The Brooding, Difficult, Beloved Genius (Who’s a Woman)
I was saddened to read Noah Berlatsky’s critique of The Phantom Thread. Most prestige films tend not to interest me much but this one looked as if it might actually interesting–lush and romantic. But after reading the review I’ve decided I’m in no hurry to see it.
MAJOR SPOILERS
Reynolds’ relationship with his next girlfriend, Alma Elson (Vicky Krieps), is similarly controlling and emotionally manipulative. On their first date, he wipes off her lipstick because he prefers women without it; after they start living together, he snaps at her for buttering her toast too loudly. He is the artistic genius. Her job is to inspire him to make great clothes, and to stay out of his way.
The film knows that Reynolds is a jerk. But it also wants him to be a sympathetic romantic figure. He may be emotionally abusive, selfish and impossible, but that’s part of his amazing genius. Besides, Alma can handle him. She repeatedly tells him he’s too finicky, and stands up for herself when he snaps at her. Alma and Reynolds, it turns out, (spoiler) even have a kind of S&M relationship. Whenver he gets too unpleasant, she surreptitiously feeds him poisoned mushrooms, making him horribly ill before she nurses him back to health. (He knowingly accepts this as a part of their relationship.)

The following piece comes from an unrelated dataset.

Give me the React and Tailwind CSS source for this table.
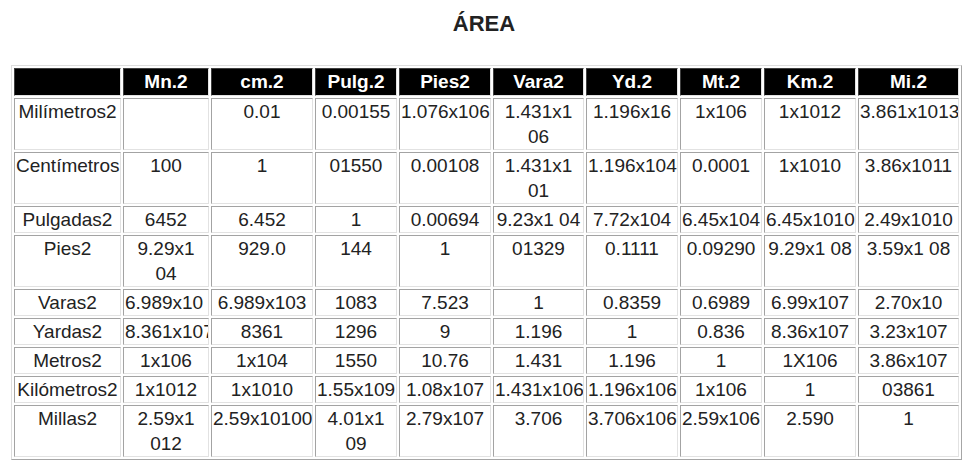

But while Reynolds is not Harvey Weinstein, or Louis C.K., or Kevin Spacey, the film still reproduces the logic which has made it so difficult to hold Weinstein, or C.K., or Spacey to account. In Phantom Thread, men have genius, and women are valuable, admirable and worthy of attention to the extent that they support that genius. Not all male genius artists are abusers. But it’s hard to bring down the ones who are if women matter less than a phantom thread.
You get the picture.
But beyond the film’s politics (or tone-deafness or however you’d like to describe its message) I’ve been thinking about a certain kind of male protagonist we see a whole lot of in film and television: the brooding, difficult, quirky, temperamental genius (that everyone loves because, HELLO, GENIUS). And I’ve just been wondering if there’s ever been a movie or television show made about a difficult woman genius. I asked my tweeps and got several interesting answers, but I’m not sure they met my qualifications. (Possibly because I didn’t articulate them well enough.)
House is exactly the sort of character I was thinking about. Now where is the female equivalent of House?